Jamaica is about to legalize marijuana, and Ernie Eves, a former Progressive Conservative premier of Ontario, is loudly cheering the move.
That’s because Eves — who led Ontario for a year, from 2002 to 2003, after the departure of Mike Harris — chairs Timeless Herbal Care, a Jamaican medical marijuana company with strong ties to Canada.
Jamaica, long known as a country where the locals like to light one up, “is now uniquely positioned to become the medical marijuana hub for the world,” Eves said in a statement issued by the company.
Marijuana farming has long been a lucrative source of cash for some Jamaican farmers despite its illegal status in the country.

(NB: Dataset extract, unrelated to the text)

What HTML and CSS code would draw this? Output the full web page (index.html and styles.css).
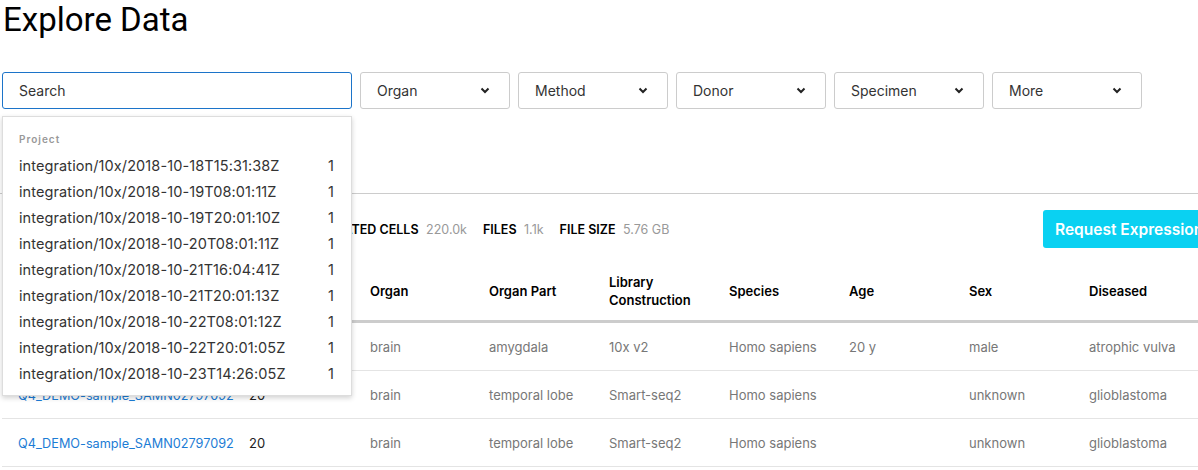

With the government of Prime Minister Portia Simpson set to table marijuana legalization legislation this Friday, that’s about to change. Timeless Herbal CEO Courtney Betty predicts marijuana “will become Jamaica’s most profitable industry.”
Betty also has a Canadian connection: He's a graduate of Toronto’s Osgoode Hall Law School and worked as a prosecutor for the federal Department of Justice.
The Jamaican bill appears to be a full-on decriminalization and legalization: The country is eliminating criminal penalties for possession and setting up a Cannabis Licensing Authority, though unlicensed export of marijuana will continue to be illegal.
Part of the hope for companies like Timeless Herbal Care is that they will be able to export Jamaican-produced pot to places that allow medical marijuana, like Canada.
That’s the case for Guelph, Ont.-based MedCann Access, which, like Timeless Herbal, hopes to bring Jamaican weed to Canada.
"I believe that ganja can play a role in transforming Jamaica's economy," MedCann CEO Michael Blaine Dowdall told QMI Agency last year. He said Jamaica has the opportunity to take advantage of the country’s already built-in reputation as a weed smoker’s paradise.
"The Jamaican brand is synonymous with reggae, is synonymous with Bob Marley," he said.
But companies like MedCann and Timeless Herbal may find that bringing Jamaican weed to Canadian medical marijuana users could pose serious obstacles.
Neither company is among the 15 listed by Health Canada as a licensed medical marijuana producer, and prospective weed growers say the licensing process has been a mess. Licensing standards have been unevenly applied, they say, hundreds of companies have been rejected for a licence and very few new ones are being added to the list.